##### Dataset section #####
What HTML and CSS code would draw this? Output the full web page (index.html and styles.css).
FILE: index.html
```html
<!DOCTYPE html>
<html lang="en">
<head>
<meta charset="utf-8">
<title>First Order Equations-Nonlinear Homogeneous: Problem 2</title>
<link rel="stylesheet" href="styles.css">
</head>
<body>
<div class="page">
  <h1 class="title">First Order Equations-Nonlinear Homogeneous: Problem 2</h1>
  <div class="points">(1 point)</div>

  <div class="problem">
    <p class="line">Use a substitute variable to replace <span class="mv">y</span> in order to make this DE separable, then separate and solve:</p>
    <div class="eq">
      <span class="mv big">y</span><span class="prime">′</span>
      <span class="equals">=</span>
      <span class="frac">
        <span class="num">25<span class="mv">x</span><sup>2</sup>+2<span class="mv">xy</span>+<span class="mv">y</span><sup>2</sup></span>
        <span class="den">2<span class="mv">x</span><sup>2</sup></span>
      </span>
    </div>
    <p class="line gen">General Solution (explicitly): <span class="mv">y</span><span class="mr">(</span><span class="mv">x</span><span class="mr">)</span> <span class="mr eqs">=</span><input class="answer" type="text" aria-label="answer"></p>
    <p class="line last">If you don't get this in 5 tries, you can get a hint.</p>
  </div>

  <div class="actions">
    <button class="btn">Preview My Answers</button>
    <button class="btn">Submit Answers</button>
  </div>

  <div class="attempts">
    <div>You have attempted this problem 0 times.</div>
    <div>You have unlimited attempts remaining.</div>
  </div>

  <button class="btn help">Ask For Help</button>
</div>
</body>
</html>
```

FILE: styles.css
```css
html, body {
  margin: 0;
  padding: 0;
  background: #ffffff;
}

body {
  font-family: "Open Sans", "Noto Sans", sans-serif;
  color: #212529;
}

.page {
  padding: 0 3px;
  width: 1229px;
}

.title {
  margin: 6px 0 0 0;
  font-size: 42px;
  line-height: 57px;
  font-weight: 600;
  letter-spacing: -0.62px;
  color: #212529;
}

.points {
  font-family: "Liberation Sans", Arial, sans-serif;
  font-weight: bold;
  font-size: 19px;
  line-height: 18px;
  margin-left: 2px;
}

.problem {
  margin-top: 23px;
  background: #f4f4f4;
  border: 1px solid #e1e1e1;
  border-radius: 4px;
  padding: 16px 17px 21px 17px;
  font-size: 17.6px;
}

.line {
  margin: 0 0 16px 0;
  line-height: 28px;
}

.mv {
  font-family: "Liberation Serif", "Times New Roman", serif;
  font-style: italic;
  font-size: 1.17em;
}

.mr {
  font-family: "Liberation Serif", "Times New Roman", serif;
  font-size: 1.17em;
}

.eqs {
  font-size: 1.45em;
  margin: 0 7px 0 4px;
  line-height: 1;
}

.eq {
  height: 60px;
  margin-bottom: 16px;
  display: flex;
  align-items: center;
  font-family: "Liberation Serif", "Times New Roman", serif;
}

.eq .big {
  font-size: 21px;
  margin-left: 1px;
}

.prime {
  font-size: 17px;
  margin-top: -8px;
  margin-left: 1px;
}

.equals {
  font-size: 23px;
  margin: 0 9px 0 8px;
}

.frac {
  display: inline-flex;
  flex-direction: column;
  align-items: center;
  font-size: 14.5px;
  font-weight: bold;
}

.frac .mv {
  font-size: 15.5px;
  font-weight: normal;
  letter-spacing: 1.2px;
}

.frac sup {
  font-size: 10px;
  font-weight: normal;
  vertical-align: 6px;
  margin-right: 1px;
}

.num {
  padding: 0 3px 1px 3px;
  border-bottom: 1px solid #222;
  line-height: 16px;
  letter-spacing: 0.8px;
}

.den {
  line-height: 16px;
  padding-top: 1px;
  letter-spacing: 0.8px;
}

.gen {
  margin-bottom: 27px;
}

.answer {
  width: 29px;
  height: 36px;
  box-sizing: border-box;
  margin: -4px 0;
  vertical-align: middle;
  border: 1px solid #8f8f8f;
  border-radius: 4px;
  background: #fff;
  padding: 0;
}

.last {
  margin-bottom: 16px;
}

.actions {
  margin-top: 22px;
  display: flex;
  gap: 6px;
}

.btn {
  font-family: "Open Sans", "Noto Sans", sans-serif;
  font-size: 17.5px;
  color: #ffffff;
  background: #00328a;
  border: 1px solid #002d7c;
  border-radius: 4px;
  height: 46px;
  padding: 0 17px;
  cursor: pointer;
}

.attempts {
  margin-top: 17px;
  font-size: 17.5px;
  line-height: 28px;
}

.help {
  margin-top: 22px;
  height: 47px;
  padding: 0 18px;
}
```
#####
**Exercise prompt:** Write out each line of the data that holds the string "index".

**Correct response:**
What HTML and CSS code would draw this? Output the full web page (index.html and styles.css).
FILE: index.html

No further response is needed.